Spain is no stranger to bad art restoration. In 2012, the notoriously terrible – and now widely-loved – restoration of a fresco of Jesus Christ, in the northern town of Borja, became a viral sensation, known as “monkey Christ”. More recently, an effigy of St George in Estella won the mocking nickname “Tintin St George” on account of its uncanny resemblance to the comic book character.
There is now a new addition to the pantheon of bad Spanish restorations, a niche but important canon.
The town of Palencia, in northern Spain, attempted to restore a statue of a smiling woman, surrounded by livestock, that adorned the side of an early 20th century building.
As you can see, the results are… mixed. Given that the viral fame of “monkey Christ” led to a significant tourism boost for Borja, it’s enough to make you wonder: is this restoration deliberately bad?
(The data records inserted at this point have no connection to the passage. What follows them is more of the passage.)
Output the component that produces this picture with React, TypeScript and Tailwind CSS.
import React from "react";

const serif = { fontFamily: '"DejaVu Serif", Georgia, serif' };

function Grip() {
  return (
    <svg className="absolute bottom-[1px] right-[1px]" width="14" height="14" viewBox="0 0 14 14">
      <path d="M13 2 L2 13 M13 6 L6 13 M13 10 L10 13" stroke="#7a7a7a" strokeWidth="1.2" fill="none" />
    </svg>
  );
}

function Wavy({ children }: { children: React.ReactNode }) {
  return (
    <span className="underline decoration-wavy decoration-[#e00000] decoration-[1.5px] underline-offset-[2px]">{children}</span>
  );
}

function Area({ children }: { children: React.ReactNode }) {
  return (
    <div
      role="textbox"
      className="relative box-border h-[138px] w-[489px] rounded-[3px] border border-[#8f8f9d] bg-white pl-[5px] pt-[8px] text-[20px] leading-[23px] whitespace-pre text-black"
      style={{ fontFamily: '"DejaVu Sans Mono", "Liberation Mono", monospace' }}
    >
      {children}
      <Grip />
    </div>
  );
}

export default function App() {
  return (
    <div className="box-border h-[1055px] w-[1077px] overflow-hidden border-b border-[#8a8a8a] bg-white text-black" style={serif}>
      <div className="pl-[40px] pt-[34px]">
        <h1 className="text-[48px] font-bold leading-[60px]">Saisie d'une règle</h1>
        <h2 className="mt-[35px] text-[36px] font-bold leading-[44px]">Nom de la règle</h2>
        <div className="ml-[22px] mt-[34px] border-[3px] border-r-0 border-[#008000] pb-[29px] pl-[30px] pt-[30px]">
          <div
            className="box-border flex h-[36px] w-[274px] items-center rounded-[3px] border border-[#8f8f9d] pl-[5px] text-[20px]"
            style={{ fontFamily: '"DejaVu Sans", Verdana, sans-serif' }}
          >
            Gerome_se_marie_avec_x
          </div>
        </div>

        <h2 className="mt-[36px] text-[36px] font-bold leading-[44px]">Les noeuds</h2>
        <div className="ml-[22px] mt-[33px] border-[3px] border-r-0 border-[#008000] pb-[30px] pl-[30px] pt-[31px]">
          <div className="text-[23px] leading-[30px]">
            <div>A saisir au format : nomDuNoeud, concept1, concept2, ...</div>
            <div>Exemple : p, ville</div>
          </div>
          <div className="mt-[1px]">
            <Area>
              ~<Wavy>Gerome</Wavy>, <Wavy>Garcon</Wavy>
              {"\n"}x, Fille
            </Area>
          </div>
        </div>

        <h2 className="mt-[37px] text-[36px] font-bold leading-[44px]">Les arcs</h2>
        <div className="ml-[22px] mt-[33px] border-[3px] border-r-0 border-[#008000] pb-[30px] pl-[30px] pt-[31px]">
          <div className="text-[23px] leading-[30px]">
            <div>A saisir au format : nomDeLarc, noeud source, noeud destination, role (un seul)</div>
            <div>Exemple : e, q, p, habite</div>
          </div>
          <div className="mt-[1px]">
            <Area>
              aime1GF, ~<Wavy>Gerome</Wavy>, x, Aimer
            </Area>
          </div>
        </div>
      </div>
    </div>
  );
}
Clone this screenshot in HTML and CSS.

The statue has been met with widespread mockery on social media, with many suggesting the new version resembles Donald Trump. This seems like a bit of a stretch; really, it more closely resembles a generic paper mâché head that a seven-year-old would make in a primary school art class.
The reaction in Palencia itself has been particularly damning. One resident posted on Facebook, “I’m sure whoever did it got paid for it. But the bigger crime was committed by the person who commissioned it and then tried to carry on as though nothing was wrong.” He added, “It looks like a cartoon character.”
Hopefully, the money brought in via this new ironic tourist attraction will, in time, soothe Palencia’s anger.